When I went back and reread the posts, I cringed. Half the things I’d said I hadn’t even meant at the time—I’d just wanted attention—but I didn’t fancy my odds of explaining that to a gray-haired man in horn-rimmed glasses peering over a giant folder labeled PERMANENT RECORD. The other half, the things I think I had meant at the time, were even worse, because I wasn’t that kid anymore. I’d grown up. It wasn’t simply that I didn’t recognize the voice as my own—it was that I now actively opposed its overheated, hormonal opinions. I found that I wanted to argue with a ghost. I wanted to fight with that dumb, puerile, and casually cruel self of mine who no longer existed. I couldn’t stand the idea of being haunted by him forever, but I didn’t know the best way to express my remorse and put some distance between him and me, or whether I should even try to do that. It was heinous to be so inextricably, technologically bound to a past that I fully regretted but barely remembered.

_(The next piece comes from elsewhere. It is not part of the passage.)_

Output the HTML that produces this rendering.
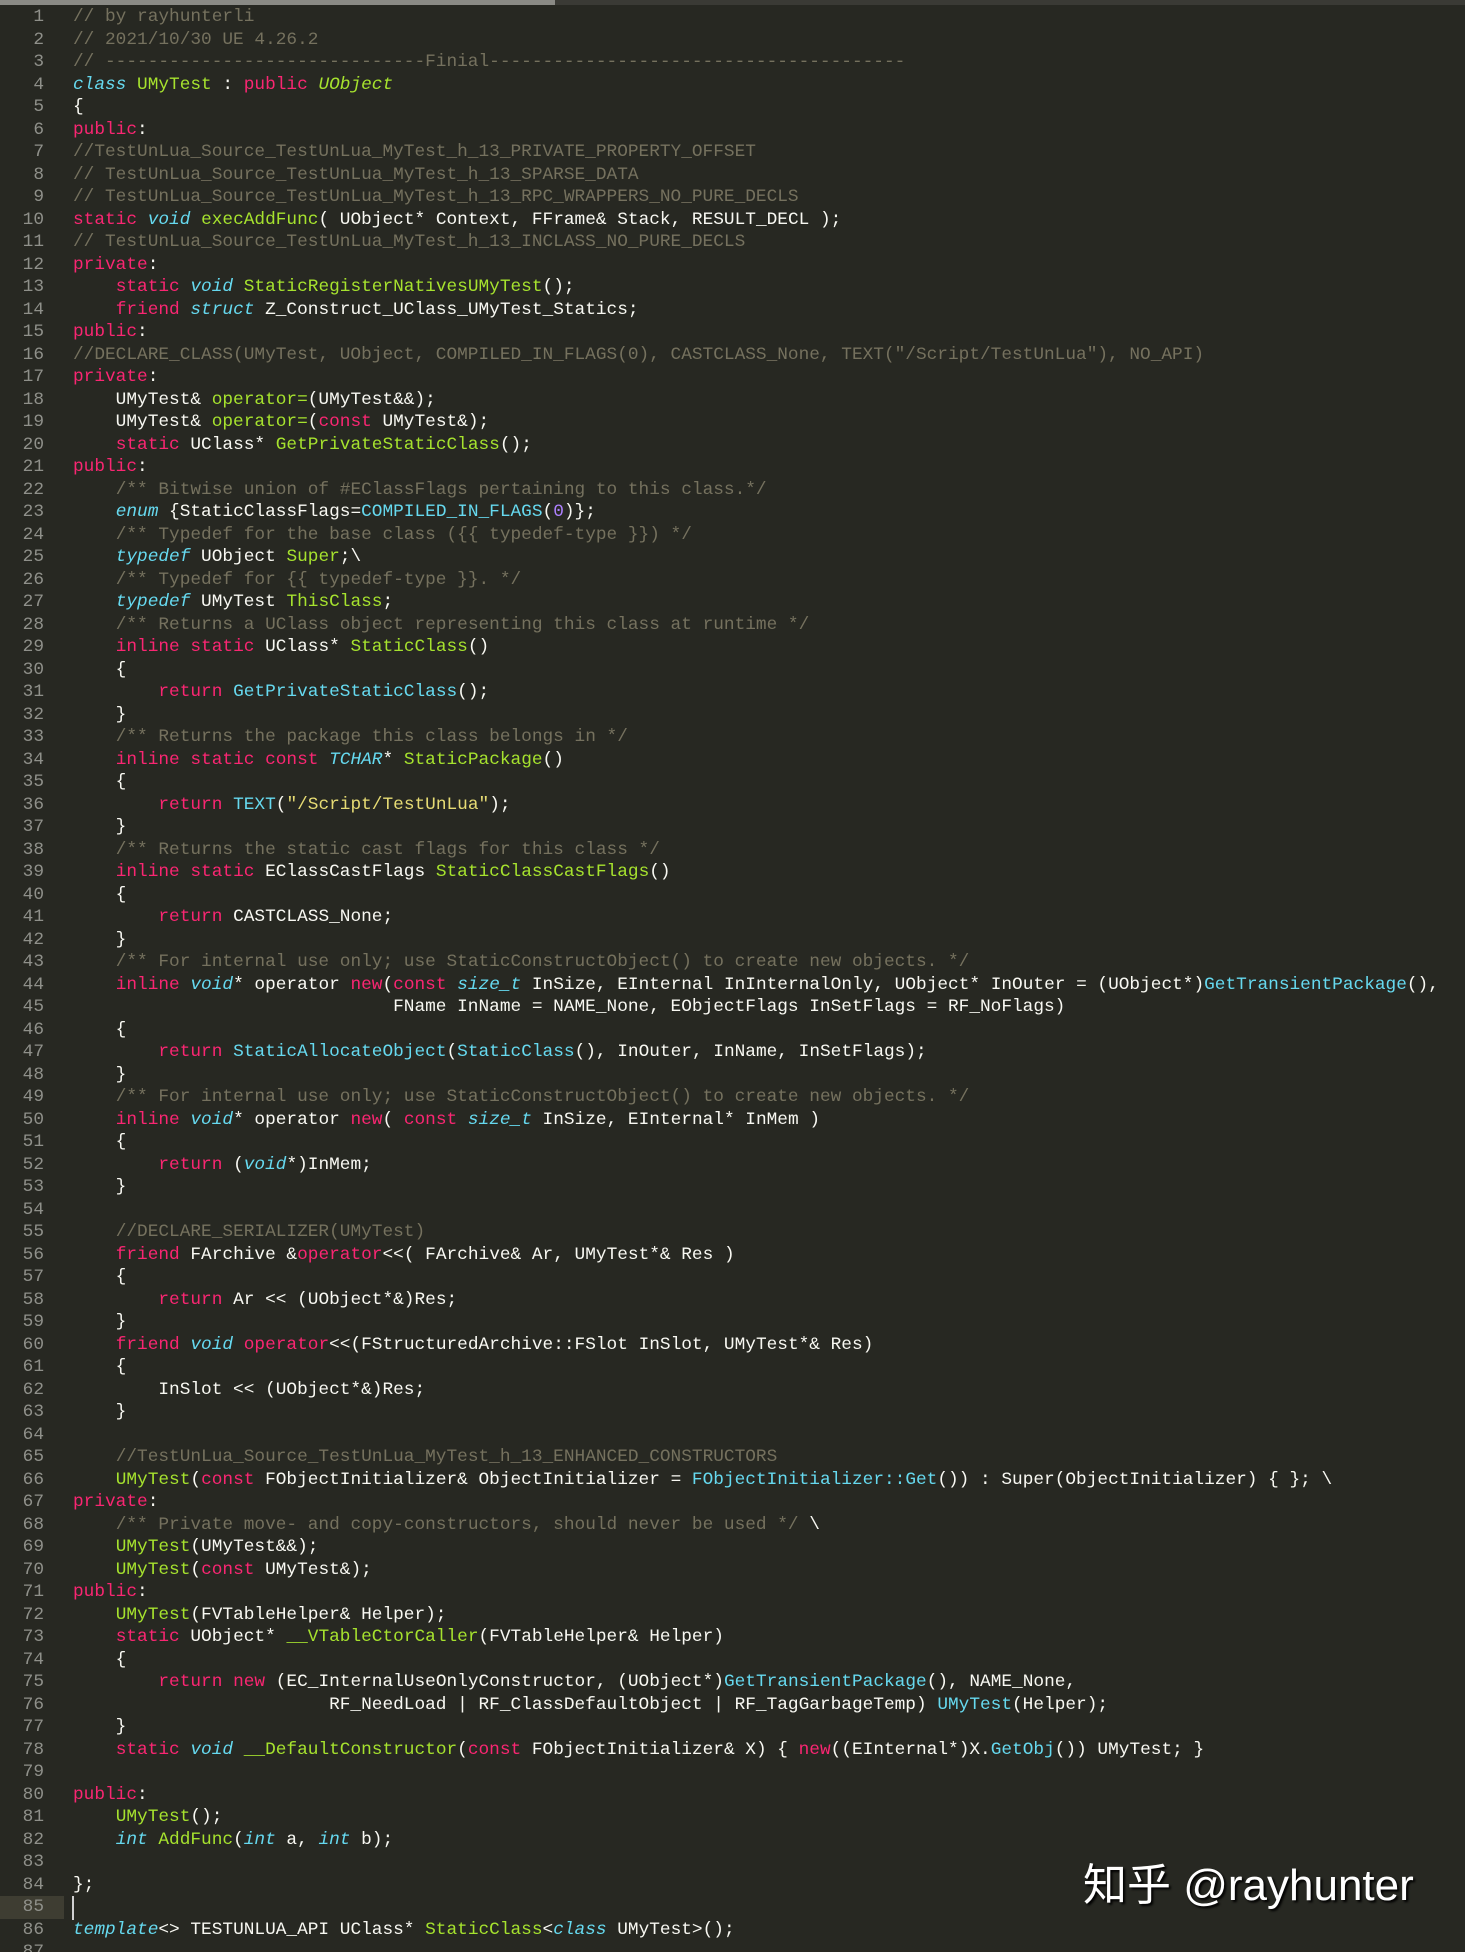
<!DOCTYPE html>
<html><head><meta charset="utf-8"><style>
html,body{margin:0;padding:0;background:#272822;width:1465px;height:1952px;overflow:hidden;position:relative}
#top{position:absolute;left:0;top:0;width:1465px;height:5px;background:#3a3a35}
#top i{position:absolute;left:0;top:0;width:555px;height:5px;background:#8a8a85}
#g{position:absolute;left:0;top:6px;width:44px;text-align:right;font:17.8px/22.5px "Liberation Mono",monospace;color:#8f908a;margin:0}
#c{position:absolute;left:73px;top:6px;font:17.8px/22.5px "Liberation Mono",monospace;color:#f8f8f2;margin:0;white-space:pre}
.hl{position:absolute;left:0;width:64px;height:22.5px;background:#3e3d32}
.cur{position:absolute;left:72px;width:2px;height:24px;background:#d0d0d0}
.c{color:#75715e}.k{color:#f92672}.t{color:#66d9ef;font-style:italic}.f{color:#a6e22e}.g{color:#a6e22e;font-style:italic}.n{color:#ae81ff}.s{color:#e6db74}.b{color:#66d9ef}
#wm{position:absolute;left:1083px;top:1858px;font:44px/56px "Liberation Sans","Noto Sans CJK SC",sans-serif;color:#fff;text-shadow:2px 2px 2px #000}
</style></head><body>
<div id="top"><i></i></div>
<div class="hl" style="top:1896px"></div>
<div class="cur" style="top:1896px"></div>
<pre id="g">1
2
3
4
5
6
7
8
9
10
11
12
13
14
15
16
17
18
19
20
21
22
23
24
25
26
27
28
29
30
31
32
33
34
35
36
37
38
39
40
41
42
43
44
45
46
47
48
49
50
51
52
53
54
55
56
57
58
59
60
61
62
63
64
65
66
67
68
69
70
71
72
73
74
75
76
77
78
79
80
81
82
83
84
85
86
87</pre>
<pre id="c"><span class="c">// by rayhunterli</span>
<span class="c">// 2021/10/30 UE 4.26.2</span>
<span class="c">// ------------------------------Finial---------------------------------------</span>
<span class="t">class</span> <span class="f">UMyTest</span> : <span class="k">public</span> <span class="g">UObject</span>
{
<span class="k">public</span>:
<span class="c">//TestUnLua_Source_TestUnLua_MyTest_h_13_PRIVATE_PROPERTY_OFFSET</span>
<span class="c">// TestUnLua_Source_TestUnLua_MyTest_h_13_SPARSE_DATA</span>
<span class="c">// TestUnLua_Source_TestUnLua_MyTest_h_13_RPC_WRAPPERS_NO_PURE_DECLS</span>
<span class="k">static</span> <span class="t">void</span> <span class="f">execAddFunc</span>( UObject* Context, FFrame&amp; Stack, RESULT_DECL );
<span class="c">// TestUnLua_Source_TestUnLua_MyTest_h_13_INCLASS_NO_PURE_DECLS</span>
<span class="k">private</span>:
    <span class="k">static</span> <span class="t">void</span> <span class="f">StaticRegisterNativesUMyTest</span>();
    <span class="k">friend</span> <span class="t">struct</span> Z_Construct_UClass_UMyTest_Statics;
<span class="k">public</span>:
<span class="c">//DECLARE_CLASS(UMyTest, UObject, COMPILED_IN_FLAGS(0), CASTCLASS_None, TEXT("/Script/TestUnLua"), NO_API)</span>
<span class="k">private</span>:
    UMyTest&amp; <span class="f">operator=</span>(UMyTest&amp;&amp;);
    UMyTest&amp; <span class="f">operator=</span>(<span class="k">const</span> UMyTest&amp;);
    <span class="k">static</span> UClass* <span class="f">GetPrivateStaticClass</span>();
<span class="k">public</span>:
    <span class="c">/** Bitwise union of #EClassFlags pertaining to this class.*/</span>
    <span class="t">enum</span> {StaticClassFlags=<span class="b">COMPILED_IN_FLAGS</span>(<span class="n">0</span>)};
    <span class="c">/** Typedef for the base class ({{ typedef-type }}) */</span>
    <span class="t">typedef</span> UObject <span class="f">Super</span>;\
    <span class="c">/** Typedef for {{ typedef-type }}. */</span>
    <span class="t">typedef</span> UMyTest <span class="f">ThisClass</span>;
    <span class="c">/** Returns a UClass object representing this class at runtime */</span>
    <span class="k">inline</span> <span class="k">static</span> UClass* <span class="f">StaticClass</span>()
    {
        <span class="k">return</span> <span class="b">GetPrivateStaticClass</span>();
    }
    <span class="c">/** Returns the package this class belongs in */</span>
    <span class="k">inline</span> <span class="k">static</span> <span class="k">const</span> <span class="t">TCHAR</span>* <span class="f">StaticPackage</span>()
    {
        <span class="k">return</span> <span class="b">TEXT</span>(<span class="s">"/Script/TestUnLua"</span>);
    }
    <span class="c">/** Returns the static cast flags for this class */</span>
    <span class="k">inline</span> <span class="k">static</span> EClassCastFlags <span class="f">StaticClassCastFlags</span>()
    {
        <span class="k">return</span> CASTCLASS_None;
    }
    <span class="c">/** For internal use only; use StaticConstructObject() to create new objects. */</span>
    <span class="k">inline</span> <span class="t">void</span>* operator <span class="k">new</span>(<span class="k">const</span> <span class="t">size_t</span> InSize, EInternal InInternalOnly, UObject* InOuter = (UObject*)<span class="b">GetTransientPackage</span>(),
                              FName InName = NAME_None, EObjectFlags InSetFlags = RF_NoFlags)
    {
        <span class="k">return</span> <span class="b">StaticAllocateObject</span>(<span class="b">StaticClass</span>(), InOuter, InName, InSetFlags);
    }
    <span class="c">/** For internal use only; use StaticConstructObject() to create new objects. */</span>
    <span class="k">inline</span> <span class="t">void</span>* operator <span class="k">new</span>( <span class="k">const</span> <span class="t">size_t</span> InSize, EInternal* InMem )
    {
        <span class="k">return</span> (<span class="t">void</span>*)InMem;
    }

    <span class="c">//DECLARE_SERIALIZER(UMyTest)</span>
    <span class="k">friend</span> FArchive &amp;<span class="k">operator</span>&lt;&lt;( FArchive&amp; Ar, UMyTest*&amp; Res )
    {
        <span class="k">return</span> Ar &lt;&lt; (UObject*&amp;)Res;
    }
    <span class="k">friend</span> <span class="t">void</span> <span class="k">operator</span>&lt;&lt;(FStructuredArchive::FSlot InSlot, UMyTest*&amp; Res)
    {
        InSlot &lt;&lt; (UObject*&amp;)Res;
    }

    <span class="c">//TestUnLua_Source_TestUnLua_MyTest_h_13_ENHANCED_CONSTRUCTORS</span>
    <span class="f">UMyTest</span>(<span class="k">const</span> FObjectInitializer&amp; ObjectInitializer = <span class="b">FObjectInitializer::Get</span>()) : Super(ObjectInitializer) { }; \
<span class="k">private</span>:
    <span class="c">/** Private move- and copy-constructors, should never be used */</span> \
    <span class="f">UMyTest</span>(UMyTest&amp;&amp;);
    <span class="f">UMyTest</span>(<span class="k">const</span> UMyTest&amp;);
<span class="k">public</span>:
    <span class="f">UMyTest</span>(FVTableHelper&amp; Helper);
    <span class="k">static</span> UObject* <span class="f">__VTableCtorCaller</span>(FVTableHelper&amp; Helper)
    {
        <span class="k">return</span> <span class="k">new</span> (EC_InternalUseOnlyConstructor, (UObject*)<span class="b">GetTransientPackage</span>(), NAME_None,
                        RF_NeedLoad | RF_ClassDefaultObject | RF_TagGarbageTemp) <span class="b">UMyTest</span>(Helper);
    }
    <span class="k">static</span> <span class="t">void</span> <span class="f">__DefaultConstructor</span>(<span class="k">const</span> FObjectInitializer&amp; X) { <span class="k">new</span>((EInternal*)X.<span class="b">GetObj</span>()) UMyTest; }

<span class="k">public</span>:
    <span class="f">UMyTest</span>();
    <span class="t">int</span> <span class="f">AddFunc</span>(<span class="t">int</span> a, <span class="t">int</span> b);

};

<span class="t">template</span>&lt;&gt; TESTUNLUA_API UClass* <span class="f">StaticClass</span>&lt;<span class="t">class</span> UMyTest&gt;();</pre>
<div id="wm">知乎 @rayhunter</div>
</body></html>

This might be the most familiar problem of my generation, the first to grow up online. We were able to discover and explore our identities almost totally unsupervised, with hardly a thought spared for the fact that our rash remarks and profane banter were being preserved for perpetuity, and that one day we might be expected to account for them. I’m sure everyone who had an Internet connection before they had a job can sympathize with this—surely everyone has that one post that embarrasses them, or that text or email that could get them fired.

My situation was somewhat different, however, in that most of the message boards of my day would let you delete your old posts. I could put together one tiny little script—not even a real program—and all of my posts would be gone in under an hour. It would’ve been the easiest thing in the world to do. Trust me, I considered it.

But ultimately, I couldn’t. Something kept preventing me. It just felt wrong. To blank my posts from the face of the earth wasn’t illegal, and it wouldn’t even have made me ineligible for a security clearance had anyone found out. But the prospect of doing so bothered me nonetheless. It would’ve only served to reinforce some of the most corrosive precepts of online life: that nobody is ever allowed to make a mistake, and anybody who does make a mistake must answer for it forever. What mattered to me wasn’t so much the integrity of the written record but that of my soul. I didn’t want to live in a world where everyone had to pretend that they were perfect, because that was a world that had no place for me or my friends. To erase those comments would have been to erase who I was, where I was from, and how far I’d come. To deny my younger self would have been to deny my present self’s validity.